Hmmm. I wonder if this is just a trick, and they will change the rules again in July? I found Kennysarmy's Twitter page last night, and that was a great source of info - basically, ABTA are taking the mick. Changing their own rules to help out travel companies.

From a couple of tweets, YGT and Andrew Harding have implied that people are abusing them... Has this happened? It's not really on if so, but I can't see anything myself...?


----------



## Kennysarmy (Mar 28, 2020)

howbow88 said:



			Hmmm. I wonder if this is just a trick, and they will change the rules again in July? I found Kennysarmy's Twitter page last night, and that was a great source of info - basically, ABTA are taking the mick. Changing their own rules to help out travel companies.

From a couple of tweets, YGT and Andrew Harding have implied that people are abusing them... Has this happened? It's not really on if so, but I can't see anything myself...?
		
Click to expand...

***** Part of this reply or comment has had to be deleted *****


----------



## Stuart_C (Mar 28, 2020)

Kennysarmy said:



			His definition of abuse is people asking for refunds they're entitled to.

His definition of abused is bringing this issue to the attention of their ambassadors Westwood and Clarke etc.

His definition of abuse is people citing the truth and the law at YGT.

The WhatsApp group are hoping to speak to him on Monday.
		
Click to expand...

When you next ask him for a refund, tell him Darren sent yer 🤭🤭 I'll get my coat


----------



## Mark1751 (Mar 28, 2020)

howbow88 said:



			Hmmm. I wonder if this is just a trick, and they will change the rules again in July? I found Kennysarmy's Twitter page last night, and that was a great source of info - basically, ABTA are taking the mick. Changing their own rules to help out travel companies.

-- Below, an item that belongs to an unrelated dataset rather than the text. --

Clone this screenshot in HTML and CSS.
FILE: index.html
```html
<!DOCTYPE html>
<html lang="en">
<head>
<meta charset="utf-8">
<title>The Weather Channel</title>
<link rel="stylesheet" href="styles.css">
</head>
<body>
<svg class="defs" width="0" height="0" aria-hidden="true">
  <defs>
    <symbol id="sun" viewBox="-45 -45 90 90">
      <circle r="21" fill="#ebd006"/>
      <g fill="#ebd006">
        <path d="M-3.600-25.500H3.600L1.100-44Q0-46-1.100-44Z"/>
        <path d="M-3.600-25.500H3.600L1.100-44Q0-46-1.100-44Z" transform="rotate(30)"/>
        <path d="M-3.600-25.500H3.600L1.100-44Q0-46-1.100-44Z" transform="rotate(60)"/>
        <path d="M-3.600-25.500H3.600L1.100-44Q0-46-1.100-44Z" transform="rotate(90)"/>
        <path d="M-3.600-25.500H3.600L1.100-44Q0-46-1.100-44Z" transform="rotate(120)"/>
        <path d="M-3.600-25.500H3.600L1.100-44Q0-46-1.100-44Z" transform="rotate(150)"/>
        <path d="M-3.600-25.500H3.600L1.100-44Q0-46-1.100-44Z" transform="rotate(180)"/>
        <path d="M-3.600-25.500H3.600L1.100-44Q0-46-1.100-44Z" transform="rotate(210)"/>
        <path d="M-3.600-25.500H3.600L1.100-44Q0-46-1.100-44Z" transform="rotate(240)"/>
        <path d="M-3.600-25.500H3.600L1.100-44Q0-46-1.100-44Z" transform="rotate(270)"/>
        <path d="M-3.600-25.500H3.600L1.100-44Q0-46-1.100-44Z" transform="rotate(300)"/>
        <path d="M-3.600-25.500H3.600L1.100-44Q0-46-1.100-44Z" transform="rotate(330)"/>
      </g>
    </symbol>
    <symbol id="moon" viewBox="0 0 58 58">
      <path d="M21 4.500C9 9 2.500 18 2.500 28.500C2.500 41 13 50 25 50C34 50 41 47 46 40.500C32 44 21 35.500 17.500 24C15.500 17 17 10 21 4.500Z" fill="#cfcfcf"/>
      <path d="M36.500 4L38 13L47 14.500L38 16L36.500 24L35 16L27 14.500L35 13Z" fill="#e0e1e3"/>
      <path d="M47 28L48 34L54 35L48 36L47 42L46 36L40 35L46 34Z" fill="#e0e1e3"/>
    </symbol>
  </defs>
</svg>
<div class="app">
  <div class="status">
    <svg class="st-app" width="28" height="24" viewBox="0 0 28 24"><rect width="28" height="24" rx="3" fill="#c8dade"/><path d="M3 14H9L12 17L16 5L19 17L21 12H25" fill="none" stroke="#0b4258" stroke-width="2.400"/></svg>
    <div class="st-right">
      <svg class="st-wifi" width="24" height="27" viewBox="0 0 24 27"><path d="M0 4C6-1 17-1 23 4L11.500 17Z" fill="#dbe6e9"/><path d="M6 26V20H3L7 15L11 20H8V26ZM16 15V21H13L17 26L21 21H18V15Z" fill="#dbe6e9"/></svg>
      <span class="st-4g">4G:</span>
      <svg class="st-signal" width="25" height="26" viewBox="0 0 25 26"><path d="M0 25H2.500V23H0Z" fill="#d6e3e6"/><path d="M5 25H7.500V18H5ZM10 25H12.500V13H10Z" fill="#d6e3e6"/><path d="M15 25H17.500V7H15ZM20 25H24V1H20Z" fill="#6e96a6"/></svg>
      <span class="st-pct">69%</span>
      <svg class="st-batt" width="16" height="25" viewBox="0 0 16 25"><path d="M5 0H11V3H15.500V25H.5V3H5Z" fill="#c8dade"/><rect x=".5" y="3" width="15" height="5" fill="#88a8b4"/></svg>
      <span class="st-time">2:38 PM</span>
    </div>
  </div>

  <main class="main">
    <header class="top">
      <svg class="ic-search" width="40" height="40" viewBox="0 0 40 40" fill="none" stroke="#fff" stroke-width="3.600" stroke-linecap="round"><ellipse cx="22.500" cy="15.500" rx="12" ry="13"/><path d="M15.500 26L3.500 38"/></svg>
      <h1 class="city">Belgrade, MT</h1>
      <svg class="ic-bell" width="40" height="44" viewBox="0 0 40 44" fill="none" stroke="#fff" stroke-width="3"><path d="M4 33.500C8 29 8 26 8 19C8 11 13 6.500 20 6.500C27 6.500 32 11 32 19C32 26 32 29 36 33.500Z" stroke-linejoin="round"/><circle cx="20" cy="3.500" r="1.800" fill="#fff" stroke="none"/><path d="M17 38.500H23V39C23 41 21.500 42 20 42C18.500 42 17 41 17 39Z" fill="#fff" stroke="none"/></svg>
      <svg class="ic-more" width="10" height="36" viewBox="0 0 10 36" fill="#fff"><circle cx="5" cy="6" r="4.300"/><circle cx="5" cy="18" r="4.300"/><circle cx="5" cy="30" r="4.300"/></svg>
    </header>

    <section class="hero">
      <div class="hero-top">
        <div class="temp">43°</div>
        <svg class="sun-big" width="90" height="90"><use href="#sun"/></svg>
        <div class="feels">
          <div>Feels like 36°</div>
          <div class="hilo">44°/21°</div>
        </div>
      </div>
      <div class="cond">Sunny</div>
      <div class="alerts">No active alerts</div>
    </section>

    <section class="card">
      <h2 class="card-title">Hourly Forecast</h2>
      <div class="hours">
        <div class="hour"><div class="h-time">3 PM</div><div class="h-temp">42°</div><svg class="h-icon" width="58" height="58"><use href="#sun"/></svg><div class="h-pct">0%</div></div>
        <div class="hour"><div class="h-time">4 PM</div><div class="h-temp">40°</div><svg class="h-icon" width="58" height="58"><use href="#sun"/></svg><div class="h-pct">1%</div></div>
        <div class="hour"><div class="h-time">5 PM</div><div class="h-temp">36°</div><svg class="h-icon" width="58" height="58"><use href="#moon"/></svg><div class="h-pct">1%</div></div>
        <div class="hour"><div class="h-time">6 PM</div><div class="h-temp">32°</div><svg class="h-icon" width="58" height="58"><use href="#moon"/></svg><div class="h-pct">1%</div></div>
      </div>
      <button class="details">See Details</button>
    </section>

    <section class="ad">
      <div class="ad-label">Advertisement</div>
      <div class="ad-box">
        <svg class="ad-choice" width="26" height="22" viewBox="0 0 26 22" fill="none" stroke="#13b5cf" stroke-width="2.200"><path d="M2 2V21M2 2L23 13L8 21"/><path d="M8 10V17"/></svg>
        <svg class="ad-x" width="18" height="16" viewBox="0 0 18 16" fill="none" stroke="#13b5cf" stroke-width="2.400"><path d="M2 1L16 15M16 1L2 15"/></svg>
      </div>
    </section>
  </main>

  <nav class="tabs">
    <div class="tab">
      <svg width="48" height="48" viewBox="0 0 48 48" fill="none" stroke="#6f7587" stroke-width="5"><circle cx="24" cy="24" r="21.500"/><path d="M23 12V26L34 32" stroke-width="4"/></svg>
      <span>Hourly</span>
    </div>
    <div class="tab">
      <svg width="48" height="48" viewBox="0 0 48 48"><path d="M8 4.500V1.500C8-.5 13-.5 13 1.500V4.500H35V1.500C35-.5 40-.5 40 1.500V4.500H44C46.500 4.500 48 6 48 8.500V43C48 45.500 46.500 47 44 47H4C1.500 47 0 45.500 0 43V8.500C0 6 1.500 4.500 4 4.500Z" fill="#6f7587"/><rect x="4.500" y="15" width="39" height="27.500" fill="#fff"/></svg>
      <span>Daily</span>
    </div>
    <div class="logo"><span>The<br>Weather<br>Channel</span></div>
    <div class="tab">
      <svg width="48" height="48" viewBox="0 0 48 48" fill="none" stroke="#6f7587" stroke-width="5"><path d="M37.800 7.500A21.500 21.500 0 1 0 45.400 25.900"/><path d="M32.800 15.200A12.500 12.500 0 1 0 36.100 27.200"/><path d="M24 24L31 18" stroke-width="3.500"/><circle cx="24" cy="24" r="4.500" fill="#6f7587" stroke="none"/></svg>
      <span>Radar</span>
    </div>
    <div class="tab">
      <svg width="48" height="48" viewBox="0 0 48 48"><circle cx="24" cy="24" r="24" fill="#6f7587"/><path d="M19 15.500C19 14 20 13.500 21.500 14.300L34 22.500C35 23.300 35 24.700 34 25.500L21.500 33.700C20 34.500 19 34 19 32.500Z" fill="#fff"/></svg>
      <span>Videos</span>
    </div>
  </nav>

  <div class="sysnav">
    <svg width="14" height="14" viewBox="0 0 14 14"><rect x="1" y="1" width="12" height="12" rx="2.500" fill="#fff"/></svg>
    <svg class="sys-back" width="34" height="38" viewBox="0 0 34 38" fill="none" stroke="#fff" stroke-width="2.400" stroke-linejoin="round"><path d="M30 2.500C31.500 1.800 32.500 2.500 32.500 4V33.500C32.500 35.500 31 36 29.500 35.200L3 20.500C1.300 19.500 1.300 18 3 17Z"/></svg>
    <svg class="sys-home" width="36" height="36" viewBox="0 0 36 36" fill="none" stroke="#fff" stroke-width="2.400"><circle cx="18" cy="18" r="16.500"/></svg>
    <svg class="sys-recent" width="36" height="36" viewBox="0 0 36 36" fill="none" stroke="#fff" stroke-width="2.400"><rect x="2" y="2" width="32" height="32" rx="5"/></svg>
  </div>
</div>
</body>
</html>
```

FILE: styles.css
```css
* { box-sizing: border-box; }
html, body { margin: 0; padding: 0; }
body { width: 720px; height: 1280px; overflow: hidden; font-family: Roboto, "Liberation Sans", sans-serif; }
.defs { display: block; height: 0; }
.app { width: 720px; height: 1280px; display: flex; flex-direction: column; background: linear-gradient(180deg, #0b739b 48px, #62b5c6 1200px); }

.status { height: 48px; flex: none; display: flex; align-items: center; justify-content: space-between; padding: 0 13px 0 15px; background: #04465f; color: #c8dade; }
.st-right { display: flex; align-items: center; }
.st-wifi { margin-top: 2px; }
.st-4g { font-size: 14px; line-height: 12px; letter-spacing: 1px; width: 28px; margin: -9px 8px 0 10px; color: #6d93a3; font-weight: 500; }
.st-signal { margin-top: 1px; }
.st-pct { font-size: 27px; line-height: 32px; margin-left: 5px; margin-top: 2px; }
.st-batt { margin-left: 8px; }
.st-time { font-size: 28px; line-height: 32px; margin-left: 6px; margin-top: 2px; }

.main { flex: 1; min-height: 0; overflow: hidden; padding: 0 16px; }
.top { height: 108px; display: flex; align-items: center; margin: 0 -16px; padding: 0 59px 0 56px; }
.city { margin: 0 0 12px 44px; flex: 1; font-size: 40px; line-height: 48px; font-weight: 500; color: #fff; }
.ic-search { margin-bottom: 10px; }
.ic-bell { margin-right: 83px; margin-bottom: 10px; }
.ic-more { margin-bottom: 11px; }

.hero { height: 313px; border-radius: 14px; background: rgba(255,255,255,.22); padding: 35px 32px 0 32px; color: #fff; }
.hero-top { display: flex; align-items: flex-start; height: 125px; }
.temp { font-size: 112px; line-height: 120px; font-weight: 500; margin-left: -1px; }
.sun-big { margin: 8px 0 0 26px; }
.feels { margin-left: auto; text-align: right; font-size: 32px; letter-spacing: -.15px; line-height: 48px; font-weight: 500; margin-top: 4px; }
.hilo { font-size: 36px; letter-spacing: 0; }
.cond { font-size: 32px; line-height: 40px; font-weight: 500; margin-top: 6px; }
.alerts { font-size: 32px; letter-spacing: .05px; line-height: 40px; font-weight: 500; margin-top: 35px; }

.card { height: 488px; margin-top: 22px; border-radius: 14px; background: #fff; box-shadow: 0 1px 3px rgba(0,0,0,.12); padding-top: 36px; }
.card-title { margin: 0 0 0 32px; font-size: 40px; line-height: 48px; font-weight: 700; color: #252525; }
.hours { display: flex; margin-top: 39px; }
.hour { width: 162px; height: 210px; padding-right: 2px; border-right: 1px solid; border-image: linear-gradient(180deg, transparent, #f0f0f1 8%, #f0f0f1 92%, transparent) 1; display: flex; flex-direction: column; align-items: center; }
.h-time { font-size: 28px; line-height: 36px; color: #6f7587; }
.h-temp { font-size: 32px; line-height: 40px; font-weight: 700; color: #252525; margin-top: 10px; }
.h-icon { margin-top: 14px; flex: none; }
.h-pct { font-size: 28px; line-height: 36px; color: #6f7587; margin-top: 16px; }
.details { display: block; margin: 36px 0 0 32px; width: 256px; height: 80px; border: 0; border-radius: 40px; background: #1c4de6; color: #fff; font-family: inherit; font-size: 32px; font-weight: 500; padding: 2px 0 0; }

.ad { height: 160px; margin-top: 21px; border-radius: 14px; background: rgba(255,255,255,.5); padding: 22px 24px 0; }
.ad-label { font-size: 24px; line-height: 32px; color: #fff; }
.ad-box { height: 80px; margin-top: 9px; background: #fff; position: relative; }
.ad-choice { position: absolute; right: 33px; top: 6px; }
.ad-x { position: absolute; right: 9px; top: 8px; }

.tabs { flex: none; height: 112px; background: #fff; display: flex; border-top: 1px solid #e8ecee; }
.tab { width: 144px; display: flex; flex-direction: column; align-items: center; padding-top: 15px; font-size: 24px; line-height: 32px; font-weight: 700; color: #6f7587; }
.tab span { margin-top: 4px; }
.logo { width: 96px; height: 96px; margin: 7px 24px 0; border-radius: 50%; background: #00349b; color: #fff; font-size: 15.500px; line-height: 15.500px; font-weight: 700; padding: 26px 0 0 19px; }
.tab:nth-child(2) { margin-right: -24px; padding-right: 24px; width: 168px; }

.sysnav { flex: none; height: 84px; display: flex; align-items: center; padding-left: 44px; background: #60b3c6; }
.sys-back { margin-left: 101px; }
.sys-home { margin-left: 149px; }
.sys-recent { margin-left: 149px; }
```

From a couple of tweets, YGT and Andrew Harding have implied that people are abusing them... Has this happened? It's not really on if so, but I can't see anything myself...?
		
Click to expand...

i have seen some abusing YGT and their staff all over social media and golf forums. Not very nice to get personal


----------



## howbow88 (Mar 28, 2020)

Mark1751 said:



			i have seen some abusing YGT and their staff all over social media and golf forums. Not very nice to get personal
		
Click to expand...

Agree, and this shouldn't happen.  I've not seen any of this myself though...


----------



## Stuart_C (Mar 28, 2020)

Mark1751 said:



			i have seen some abusing YGT and their staff all over social media and golf forums. Not very nice to get personal
		
Click to expand...

Whilst theres full understanding of frustration, there's no condoning this behaviour at all. 

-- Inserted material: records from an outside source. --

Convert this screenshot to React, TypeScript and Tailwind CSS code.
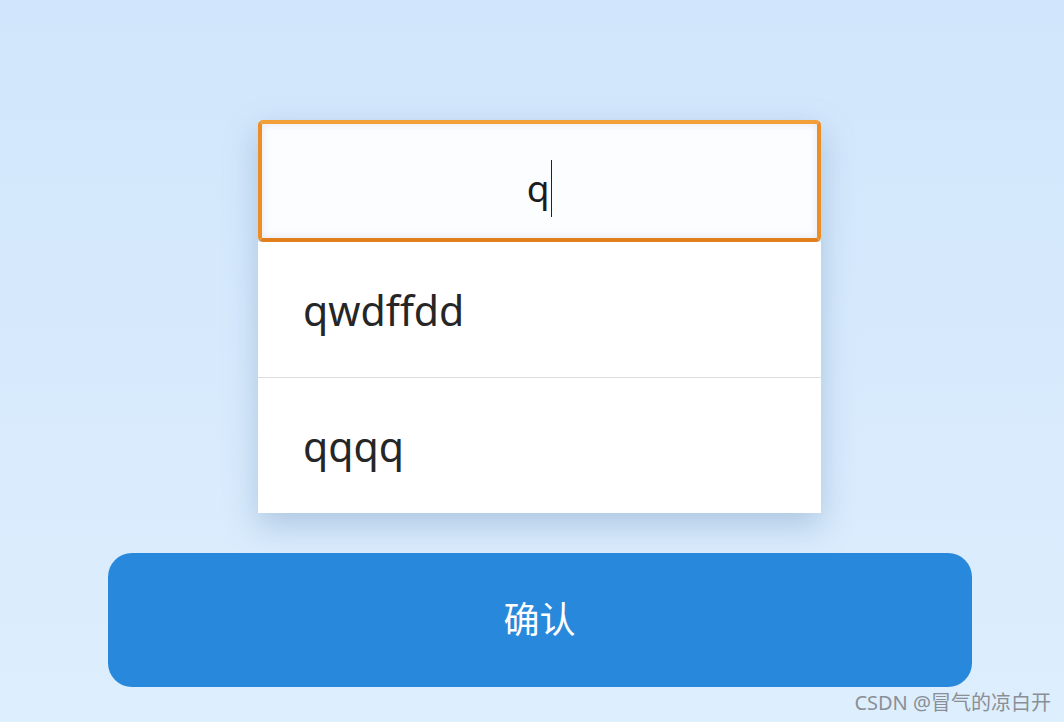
import React from "react";

export default function App() {
  return (
    <div
      className="relative w-[1064px] h-[722px] overflow-hidden bg-gradient-to-b from-[#d1e6fc] to-[#ddeefd]"
      style={{ fontFamily: '"Noto Sans", "Noto Sans CJK SC", sans-serif' }}
    >
      <div className="flex flex-col items-center pt-[120px] pl-[15px]">
        <div className="w-[563px] shadow-[0_12px_30px_rgba(90,130,175,0.35)]">
          <div className="h-[122px] rounded-[5px] border-[4px] border-[#ec8e24] border-t-[#f39f38] border-b-[#e07f1c] bg-[#fcfdff] shadow-[inset_0_0_8px_rgba(180,190,210,0.35)] flex items-center justify-center">
            <div className="flex items-start pt-[14px]">
              <span className="text-[37px] leading-[56px] text-[#1c1c1c]">q</span>
              <span className="w-[1.5px] h-[57px] bg-[#222] ml-[1px]" />
            </div>
          </div>
          <div className="bg-white">
            <div className="h-[136px] flex items-center pl-[45px] border-b border-[#dcdde0]">
              <span className="text-[41px] text-[#262626] leading-none pt-[2px]">qwdffdd</span>
            </div>
            <div className="h-[135px] flex items-center pl-[45px]">
              <span className="text-[41px] text-[#262626] leading-none pt-[2px]">qqqq</span>
            </div>
          </div>
        </div>
        <button className="mt-[40px] w-[864px] h-[134px] rounded-[24px] bg-[#2889dc] text-white text-[36px] flex items-center justify-center">
          确认
        </button>
      </div>
      <div className="absolute right-[13px] bottom-[9px] text-[20px] text-[#8a8f96] leading-none">
        CSDN @冒气的凉白开
      </div>
    </div>
  );
}
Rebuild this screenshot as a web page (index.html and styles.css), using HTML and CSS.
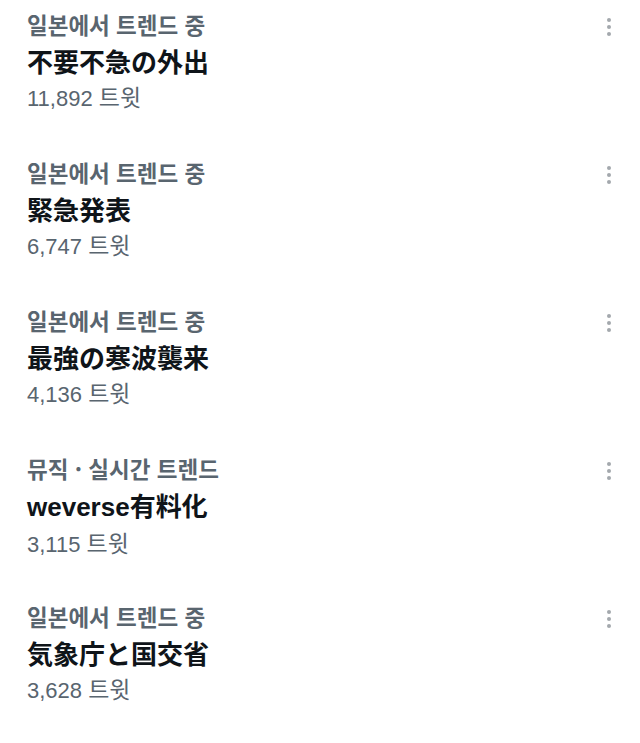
FILE: index.html
```html
<!DOCTYPE html>
<html lang="ko">
<head>
    <meta charset="UTF-8">
    <meta name="viewport" content="width=device-width, initial-scale=1.0">
    <title>트렌드</title>
    <link rel="stylesheet" href="styles.css">
</head>
<body>
    <div class="trend-list">
        <div class="trend">
            <div class="trend-text">
                <div class="trend-context">일본에서 트렌드 중</div>
                <div class="trend-name">不要不急の外出</div>
                <div class="trend-count">11,892 <span class="unit">트윗</span></div>
            </div>
            <div class="more"><span></span><span></span><span></span></div>
        </div>
        <div class="trend">
            <div class="trend-text">
                <div class="trend-context">일본에서 트렌드 중</div>
                <div class="trend-name">緊急発表</div>
                <div class="trend-count">6,747 <span class="unit">트윗</span></div>
            </div>
            <div class="more"><span></span><span></span><span></span></div>
        </div>
        <div class="trend">
            <div class="trend-text">
                <div class="trend-context">일본에서 트렌드 중</div>
                <div class="trend-name">最強の寒波襲来</div>
                <div class="trend-count">4,136 <span class="unit">트윗</span></div>
            </div>
            <div class="more"><span></span><span></span><span></span></div>
        </div>
        <div class="trend">
            <div class="trend-text">
                <div class="trend-context">뮤직 · 실시간 트렌드</div>
                <div class="trend-name"><span class="latin">weverse</span>有料化</div>
                <div class="trend-count">3,115 <span class="unit">트윗</span></div>
            </div>
            <div class="more"><span></span><span></span><span></span></div>
        </div>
        <div class="trend">
            <div class="trend-text">
                <div class="trend-context">일본에서 트렌드 중</div>
                <div class="trend-name">気象庁と国交省</div>
                <div class="trend-count">3,628 <span class="unit">트윗</span></div>
            </div>
            <div class="more"><span></span><span></span><span></span></div>
        </div>
    </div>
</body>
</html>
```

FILE: styles.css
```css
body {
    margin: 0;
    background-color: #ffffff;
    font-family: "Liberation Sans", "Noto Sans CJK KR", sans-serif;
}
.trend-list {
    display: flex;
    flex-direction: column;
}
.trend {
    display: flex;
    justify-content: space-between;
    align-items: flex-start;
    height: 148px;
    padding: 8px 27px 0 27px;
    box-sizing: border-box;
}
.trend-context {
    font-family: "Noto Sans CJK KR", sans-serif;
    font-size: 22.5px;
    font-weight: 700;
    line-height: 32px;
    color: #59656f;
}
.trend-name {
    margin-top: 2px;
    font-family: "Noto Sans CJK JP", sans-serif;
    font-size: 26px;
    font-weight: 700;
    line-height: 38px;
    color: #0f1419;
}
.trend-name .latin {
    font-family: "Liberation Sans", sans-serif;
}
.trend-count {
    font-size: 22px;
    line-height: 32px;
    color: #59656f;
}
.trend-count .unit {
    font-family: "Noto Sans CJK KR", sans-serif;
    font-size: 23px;
}
.more {
    display: flex;
    flex-direction: column;
    gap: 3px;
    margin-top: 10px;
    margin-right: 2px;
}
.more span {
    width: 4px;
    height: 4px;
    border-radius: 50%;
    background-color: #a3a8ad;
}
```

From what I've seen from Kenny's posts on here they've been been fair. 

Unfortunately theres always people who will go that step further in every walk of life especially on twitter/ social media.


----------



## Stuart_C (Mar 28, 2020)

Btw, i totally understand YGT position on this matter from a business point. They cant refund everybody as their business model, like many other leisure business's, needs a cash flow etc. 

That said, there's rules in place to cover both them and the customer which they dont seem to be sticking to on this occasion. 

Do the right thing YGT and refund the punters.


----------



## howbow88 (Mar 28, 2020)

They're playing the Short Term Vs Long Term game. Long term they will lose plenty of customers over this due to reputational damage. In the short term though, they probably need to hold on to money just to survive the next few months. 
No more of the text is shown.